I say before he can protest.

He rises slowly. His eyes are impossible to read.

“He’s a child, Dante,”

I continue, lowering my voice but not my resolve.

“A teenager. Not a soldier. Not a threat, not in the way everyone wants to believe.”

The words fall from my lips easily.

I hesitate. Just for a breath.

“It didn’t sit right with me before... before Piero…”

The words catch, but I push through them.

The name lands like a blow he refuses to show, but I see it in the way his eyes darken, his body tightens, the grief locked behind control.

“I don’t trust him,”

he growls.

“He might not have taken action himself, but he’s tied to the enemy. I’m not gambling with your life. Or Mattia’s.”

His head starts to shake, refusal already forming, but I stop him before it’s spoken.

“Let me see him.”

His jaw tightens, so hard I can hear the muscle shift.

“I don’t understand your fixation with that boy.”

“Neither do I,”

I admit.

“I just know that what you’re doing isn’t right.
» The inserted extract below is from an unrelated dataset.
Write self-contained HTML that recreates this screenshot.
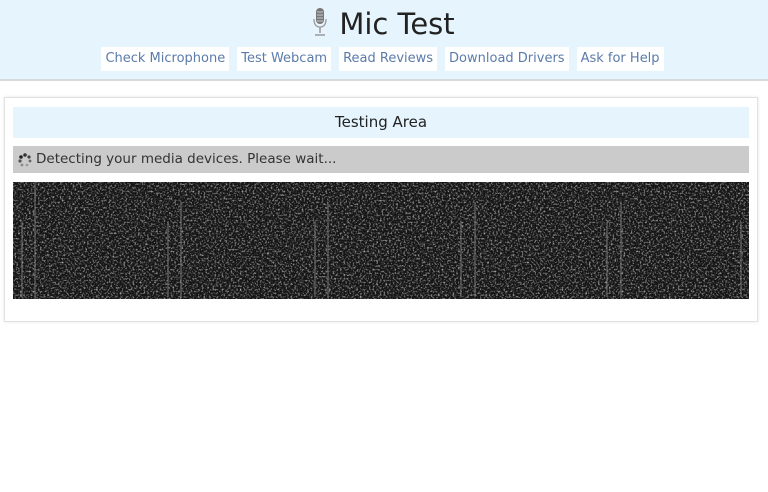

I understand you think like a Capo. But to me... he looks like a boy swept into a war he never asked to be part of.”

I draw in a breath, trying to steady the pull in my chest.

I can’t explain it, not in any way that makes sense. When I saw him that very first day, it was like staring at a memory I didn’t know I’d buried. Me, at that age. Alone. Helpless. Just trying to survive in a world I didn’t understand. And all I wanted to do was pull him out of that room, to hand him something soft, something safe, something that felt like care.

I couldn’t rationalize it—but every instinct in me was screaming.

“He could be lying,”

Dante cuts in, his voice slicing clean through my thoughts.

“He could be a spy.”

“You’re right. He could be. But locking him in that room doesn’t give you answers. And even if he wanted to do something, he can’t. The estate is locked down. No outside contact, no access to weapons. He’s not a threat, not here.”

He doesn’t answer. I watch the tension build behind his silence, the trained, calculating part of him at odds with the man who would give me anything if I asked.

Several seconds pass. Then, at last, he gives a single nod.

“All right,”

he says, his tone decisive.

He extends a hand and I take it without pause. We leave the library together, our steps aligned, the silence between us saying more than words ever could.